Comparing BCPP to Other Specialty Certifications

As of October 16, 2021, the Board of Pharmacy Specialties (BPS) reports 51,519 Board Certified Pharmacists in the United States and Internationally.  I know, that’s amazing! Currently, BCPS is the largest and fastest growing certification with 28,123 pharmacists, (compared to 17,771 pharmacists in 2015). This is followed by BCACP (5,045), BCGP (4,646) and BCOP (3,665). There are 1,379 BCPPs (compared to 903 in 2015); compared to ~15% growth per year for BCPS, this only represents growth of approximately 5% per year. One reason for the exponential growth of BCPS is the ability of newly graduating post graduate year 1 (PGY1) residents to take the exam immediately after completing their residency while general clinical content and expertise is sharp. These more general certifications will enable a board-certified pharmacist to apply for credentialing, work directly with patients, and meet the certification requirement for many general clinical positions.
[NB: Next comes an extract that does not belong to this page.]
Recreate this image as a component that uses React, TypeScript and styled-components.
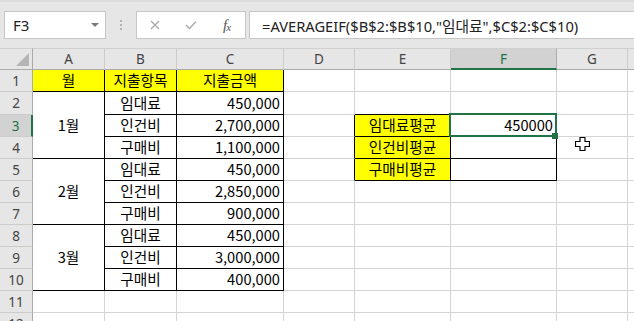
import React from "react";
import styled, { createGlobalStyle } from "styled-components";

const Global = createGlobalStyle`
  html, body { margin: 0; padding: 0; background: #fff; overflow: hidden; }
  body { width: 634px; height: 321px; }
`;

const Page = styled.div`
  position: relative;
  width: 634px;
  height: 321px;
  overflow: hidden;
  font-family: "Noto Sans", "Noto Sans CJK KR", sans-serif;
`;

const Bar = styled.div`
  height: 48px;
  box-sizing: border-box;
  background: #e6e6e6;
  border-top: 2px solid #dcdcdc;
  display: flex;
  align-items: flex-start;
  padding: 9px 0 0 4px;
`;

const NameBox = styled.div`
  width: 102px;
  height: 28px;
  box-sizing: border-box;
  background: #fff;
  border: 1px solid #c6c6c6;
  display: flex;
  align-items: center;
  padding: 0 6px 0 8px;
  font-size: 15px;
  color: #222;
`;

const Caret = styled.span`
  margin-left: auto;
  width: 0;
  height: 0;
  border-left: 4px solid transparent;
  border-right: 4px solid transparent;
  border-top: 4px solid #7a7a7a;
`;

const Dots = styled.svg`
  margin-left: 14px;
  flex: none;
`;

const FxGroup = styled.div`
  margin-left: 14px;
  width: 110px;
  height: 28px;
  box-sizing: border-box;
  background: #fff;
  border: 1px solid #c6c6c6;
  display: grid;
  grid-template-columns: 36px 35px 37px;
  align-items: center;
  justify-items: center;
`;

const Fx = styled.span`
  font-family: "Liberation Serif", serif;
  font-style: italic;
  font-size: 15px;
  color: #555;
  letter-spacing: -1px;
  sub {
    font-size: 11px;
    vertical-align: -1px;
  }
`;

const FormulaBox = styled.div`
  margin-left: 3px;
  flex: 1;
  height: 28px;
  box-sizing: border-box;
  background: #fff;
  border: 1px solid #c6c6c6;
  border-right: none;
  display: flex;
  align-items: center;
  padding-left: 12px;
  font-size: 14.7px;
  color: #222;
  white-space: nowrap;
  overflow: hidden;
`;

const Sheet = styled.div`
  display: grid;
  grid-template-columns: 33px 72px 72px 107px 71px 96px 106px 71px 1fr;
  grid-template-rows: 22px 22px 23px repeat(10, 22px);
`;

type Pos = { $r: number; $c: number; $rs?: number };

const Corner = styled.div<Pos>`
  grid-row: ${(p) => p.$r};
  grid-column: ${(p) => p.$c};
  box-sizing: border-box;
  background: #e6e6e6;
  border-top: 1px solid #d0d0d0;
  border-right: 1px solid #ababab;
  border-bottom: 1px solid #ababab;
  display: flex;
  align-items: flex-end;
  justify-content: flex-end;
  padding: 0 3px 3px 0;
`;

const ColHead = styled.div<Pos & { $sel?: boolean }>`
  grid-row: ${(p) => p.$r};
  grid-column: ${(p) => p.$c};
  box-sizing: border-box;
  background: ${(p) => (p.$sel ? "#d2d2d2" : "#e6e6e6")};
  border-top: 1px solid #d0d0d0;
  border-right: 1px solid ${(p) => (p.$sel ? "#ababab" : "#cbcbcb")};
  border-bottom: ${(p) => (p.$sel ? "2px solid #217346" : "1px solid #ababab")};
  display: flex;
  align-items: center;
  justify-content: center;
  font-size: 13.5px;
  color: ${(p) => (p.$sel ? "#217346" : "#444")};
`;

const RowHead = styled.div<Pos & { $sel?: boolean }>`
  grid-row: ${(p) => p.$r};
  grid-column: ${(p) => p.$c};
  box-sizing: border-box;
  background: ${(p) => (p.$sel ? "#d2d2d2" : "#e6e6e6")};
  border-right: ${(p) => (p.$sel ? "2px solid #217346" : "1px solid #ababab")};
  border-bottom: 1px solid #cbcbcb;
  display: flex;
  align-items: center;
  justify-content: center;
  font-size: 13.5px;
  color: ${(p) => (p.$sel ? "#217346" : "#444")};
`;

const Cell = styled.div<
  Pos & { $bg?: string; $align?: "left" | "center" | "right"; $rb?: boolean; $bb?: boolean }
>`
  grid-row: ${(p) => p.$r} / span ${(p) => p.$rs ?? 1};
  grid-column: ${(p) => p.$c};
  position: relative;
  box-sizing: border-box;
  min-width: 0;
  background: ${(p) => p.$bg ?? "#fff"};
  border-right: 1px solid ${(p) => (p.$rb ? "#000" : "#d4d4d4")};
  border-bottom: 1px solid ${(p) => (p.$bb ? "#000" : "#d4d4d4")};
  display: flex;
  align-items: center;
  justify-content: ${(p) =>
    p.$align === "right" ? "flex-end" : p.$align === "left" ? "flex-start" : "center"};
  padding: 0 3px;
  font-family: "Noto Sans CJK KR", "Noto Sans", sans-serif;
  font-size: 14.67px;
  line-height: 1;
  color: #000;
  white-space: nowrap;
`;

const Selection = styled.div`
  position: absolute;
  top: -2px;
  left: -2px;
  right: -1px;
  bottom: -1px;
  border: 2px solid #217346;
  pointer-events: none;
  z-index: 2;
`;

const FillHandle = styled.div`
  position: absolute;
  right: -2px;
  bottom: -3px;
  width: 6px;
  height: 6px;
  box-sizing: border-box;
  background: #217346;
  z-index: 3;
`;

const Cursor = styled.svg`
  position: absolute;
  left: 575px;
  top: 137px;
  z-index: 4;
`;

const YELLOW = "#ffff00";
const cols = ["A", "B", "C", "D", "E", "F", "G", ""];
const items = ["임대료", "인건비", "구매비"];
const amounts = [
  "450,000",
  "2,700,000",
  "1,100,000",
  "450,000",
  "2,850,000",
  "900,000",
  "450,000",
  "3,000,000",
  "400,000",
];
const months = ["1월", "2월", "3월"];
const avgs = ["임대료평균", "인건비평균", "구매비평균"];

export default function App() {
  const cells: React.ReactNode[] = [];
  const ROWS = 12;

  for (let r = 1; r <= ROWS; r++) {
    const gr = r + 1;
    cells.push(
      <RowHead key={`rh${r}`} $r={gr} $c={1} $sel={r === 3}>
        {r}
      </RowHead>
    );

    if (r === 1) {
      cells.push(
        <Cell key="A1" $r={gr} $c={2} $bg={YELLOW} $rb $bb>
          월
        </Cell>
      );
    } else if (r >= 2 && r <= 10) {
      if ((r - 2) % 3 === 0) {
        cells.push(
          <Cell key={`A${r}`} $r={gr} $rs={3} $c={2} $rb $bb>
            {months[(r - 2) / 3]}
          </Cell>
        );
      }
    } else {
      cells.push(<Cell key={`A${r}`} $r={gr} $c={2} />);
    }

    if (r === 1) {
      cells.push(
        <Cell key="B1" $r={gr} $c={3} $bg={YELLOW} $rb $bb>
          지출항목
        </Cell>,
        <Cell key="C1" $r={gr} $c={4} $bg={YELLOW} $rb $bb>
          지출금액
        </Cell>
      );
    } else if (r <= 10) {
      cells.push(
        <Cell key={`B${r}`} $r={gr} $c={3} $rb $bb>
          {items[(r - 2) % 3]}
        </Cell>,
        <Cell key={`C${r}`} $r={gr} $c={4} $align="right" $rb $bb>
          {amounts[r - 2]}
        </Cell>
      );
    } else {
      cells.push(<Cell key={`B${r}`} $r={gr} $c={3} />, <Cell key={`C${r}`} $r={gr} $c={4} />);
    }

    cells.push(<Cell key={`D${r}`} $r={gr} $c={5} $rb={r >= 3 && r <= 5} />);

    if (r >= 3 && r <= 5) {
      cells.push(
        <Cell key={`E${r}`} $r={gr} $c={6} $bg={YELLOW} $rb $bb>
          {avgs[r - 3]}
        </Cell>,
        <Cell key={`F${r}`} $r={gr} $c={7} $align="right" $rb $bb>
          {r === 3 ? "450000" : ""}
          {r === 3 && (
            <>
              <Selection />
              <FillHandle />
            </>
          )}
        </Cell>
      );
    } else {
      cells.push(
        <Cell key={`E${r}`} $r={gr} $c={6} $bb={r === 2} />,
        <Cell key={`F${r}`} $r={gr} $c={7} $bb={r === 2} />
      );
    }

    cells.push(<Cell key={`G${r}`} $r={gr} $c={8} />, <Cell key={`H${r}`} $r={gr} $c={9} />);
  }

  return (
    <Page>
      <Global />
      <Bar>
        <NameBox>
          F3
          <Caret />
        </NameBox>
        <Dots width="2" height="28" viewBox="0 0 2 28">
          <rect x="0" y="9" width="2" height="2" fill="#b4b4b4" />
          <rect x="0" y="13" width="2" height="2" fill="#b4b4b4" />
          <rect x="0" y="17" width="2" height="2" fill="#b4b4b4" />
        </Dots>
        <FxGroup>
          <svg width="10" height="10" viewBox="0 0 10 10">
            <path d="M1 1 L9 9 M9 1 L1 9" stroke="#a8a8a8" strokeWidth="1.3" fill="none" />
          </svg>
          <svg width="12" height="10" viewBox="0 0 12 10">
            <path d="M1 5 L4.5 8.5 L11 1.5" stroke="#b0b0b0" strokeWidth="1.6" fill="none" />
          </svg>
          <Fx>
            f<sub>x</sub>
          </Fx>
        </FxGroup>
        <FormulaBox>=AVERAGEIF($B$2:$B$10,"임대료",$C$2:$C$10)</FormulaBox>
      </Bar>
      <Sheet>
        <Corner $r={1} $c={1}>
          <svg width="13" height="13" viewBox="0 0 13 13">
            <polygon points="13,0 13,13 0,13" fill="#b5b5b5" />
          </svg>
        </Corner>
        {cols.map((c, i) => (
          <ColHead key={`ch${i}`} $r={1} $c={i + 2} $sel={c === "F"}>
            {c}
          </ColHead>
        ))}
        {cells}
      </Sheet>
      <Cursor width="15" height="14" viewBox="0 0 15 14">
        <path
          d="M5 0.5 H10 V4.5 H14.5 V9.5 H10 V13.5 H5 V9.5 H0.5 V4.5 H5 Z"
          fill="#fff"
          stroke="#000"
          strokeWidth="1.2"
          strokeLinejoin="round"
        />
      </Cursor>
    </Page>
  );
}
BCPS and BCACP are excellent credentials, but they fall short of confirming a pharmacist is ready to pursue a career at expert level practice in mental health and substance use recovery. In my opinion, they do not sufficiently evaluate the necessary depth and breadth of expertise needed to provide CMM for individuals with these conditions which frequently coexist.
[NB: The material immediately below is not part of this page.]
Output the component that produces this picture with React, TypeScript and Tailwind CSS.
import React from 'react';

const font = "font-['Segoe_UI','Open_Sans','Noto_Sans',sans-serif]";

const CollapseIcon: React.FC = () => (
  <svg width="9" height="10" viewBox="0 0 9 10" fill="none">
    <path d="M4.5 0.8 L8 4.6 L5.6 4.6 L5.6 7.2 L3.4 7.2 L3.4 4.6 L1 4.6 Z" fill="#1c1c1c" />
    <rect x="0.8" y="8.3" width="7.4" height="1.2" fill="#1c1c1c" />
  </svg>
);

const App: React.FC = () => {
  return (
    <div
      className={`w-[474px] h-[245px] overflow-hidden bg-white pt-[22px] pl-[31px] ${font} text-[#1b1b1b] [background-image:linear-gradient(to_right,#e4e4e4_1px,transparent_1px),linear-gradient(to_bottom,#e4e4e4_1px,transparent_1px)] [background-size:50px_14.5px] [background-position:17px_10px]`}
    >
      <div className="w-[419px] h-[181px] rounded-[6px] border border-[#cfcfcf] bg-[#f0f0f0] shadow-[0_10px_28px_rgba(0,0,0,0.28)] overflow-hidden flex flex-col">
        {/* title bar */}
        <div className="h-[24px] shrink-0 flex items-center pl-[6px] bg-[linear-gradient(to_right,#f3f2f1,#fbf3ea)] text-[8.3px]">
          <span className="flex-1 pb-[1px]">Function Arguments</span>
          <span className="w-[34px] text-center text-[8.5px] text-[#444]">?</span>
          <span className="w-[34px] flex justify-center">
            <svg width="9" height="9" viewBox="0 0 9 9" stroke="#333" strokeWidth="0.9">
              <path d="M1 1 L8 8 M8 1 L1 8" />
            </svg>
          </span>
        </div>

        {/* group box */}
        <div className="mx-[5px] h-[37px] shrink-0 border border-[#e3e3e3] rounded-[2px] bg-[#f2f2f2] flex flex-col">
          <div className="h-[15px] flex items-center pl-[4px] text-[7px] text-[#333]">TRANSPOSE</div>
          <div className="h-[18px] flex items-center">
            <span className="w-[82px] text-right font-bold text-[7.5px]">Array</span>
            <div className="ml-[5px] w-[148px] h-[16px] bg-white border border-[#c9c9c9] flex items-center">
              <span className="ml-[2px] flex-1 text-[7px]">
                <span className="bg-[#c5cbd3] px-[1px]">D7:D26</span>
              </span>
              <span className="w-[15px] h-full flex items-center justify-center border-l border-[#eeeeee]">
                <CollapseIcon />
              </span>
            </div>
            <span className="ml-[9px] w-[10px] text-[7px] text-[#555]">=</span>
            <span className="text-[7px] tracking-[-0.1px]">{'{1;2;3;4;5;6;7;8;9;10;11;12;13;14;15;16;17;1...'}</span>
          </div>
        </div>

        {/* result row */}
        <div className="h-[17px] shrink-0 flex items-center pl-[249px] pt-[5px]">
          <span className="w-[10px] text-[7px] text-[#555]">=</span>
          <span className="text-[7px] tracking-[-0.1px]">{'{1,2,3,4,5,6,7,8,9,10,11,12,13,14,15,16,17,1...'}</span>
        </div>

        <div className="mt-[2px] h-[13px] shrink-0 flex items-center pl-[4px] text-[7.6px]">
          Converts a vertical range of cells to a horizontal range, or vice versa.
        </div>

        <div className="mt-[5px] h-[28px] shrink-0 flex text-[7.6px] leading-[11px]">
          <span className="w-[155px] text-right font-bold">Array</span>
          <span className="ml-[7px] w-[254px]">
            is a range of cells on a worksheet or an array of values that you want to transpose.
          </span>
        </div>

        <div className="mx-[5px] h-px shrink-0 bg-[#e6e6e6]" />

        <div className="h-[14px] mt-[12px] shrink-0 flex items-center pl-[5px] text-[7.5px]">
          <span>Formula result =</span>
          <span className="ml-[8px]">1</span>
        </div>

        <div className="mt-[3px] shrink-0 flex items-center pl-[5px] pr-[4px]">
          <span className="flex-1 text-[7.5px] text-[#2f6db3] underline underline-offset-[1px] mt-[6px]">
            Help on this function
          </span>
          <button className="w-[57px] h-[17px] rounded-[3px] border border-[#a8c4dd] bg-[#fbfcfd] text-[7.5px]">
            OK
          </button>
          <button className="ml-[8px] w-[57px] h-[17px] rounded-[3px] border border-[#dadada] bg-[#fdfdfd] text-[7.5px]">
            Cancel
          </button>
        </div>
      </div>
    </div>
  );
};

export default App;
What Sets BCPP Apart from Other BPS Specialties; BCPP Role Delineation and Item Writing

With lived experience practicing in settings where persons with severe mental illness receive treatment, a BCPP knows how challenging it can be for a person to experience hallucinations, delusions, and/or suicidal thoughts. This fosters the development of a special brand of empathy, communication, and connection skills necessary to meet patients where they are and help them achieve their recovery goals. BCPPs combine this “person-factor” with broad knowledge of dosing, monitoring, and psychiatric medication response assessment (“psychiatric medication expert factor”). This combination of expertise ensures the BCPP can select the best medication treatments for persons recovering from mental health and substance use disorders. While broad credentials (e.g., BCPS, BCACP or BCGP) verify some psychiatric medication knowledge and application skills, they are limited in assessing the breadth of mental health patient assessment, advocacy, and ability to educate on psychiatric diagnoses and clinical course; they just have too much other content to assess.

BPS conducts role delineation studies (RDS) every five to six years for each specialty to keep current with practice advances and set the content for certification exams. BCPPs from a variety of practice settings, including acute care, ambulatory care, pediatrics/geriatrics, academia, neurology, and SUD, all participate in determining the knowledge and skills necessary for successful person-centered care as a BCPP. Once the knowledge and skills are identified through the RDS, practicing BCPPs are surveyed to assess how crucial each competency is for entry level practice as a BCPP.

Items on the BCPP examination cover a broad range of mental health settings and special populations within psychiatry. Pharmacists who achieve BCPP have verified entry level competency for psychiatric practice working with children, adults, older adults, and persons with substance use disorders. Attaining the BCPP verifies specialized expertise in dosing, monitoring, and adverse effect management of high alert medications such as clozapine, lithium, and methadone. Pharmacists with current BCPS, BCACP or BCGP credential who take on a clinical position in mental health and substance use recovery should obtain an additional BCPP credential to ensure they have the knowledge and skills needed for assisting patients with severe mental illness in achieving their treatment goals.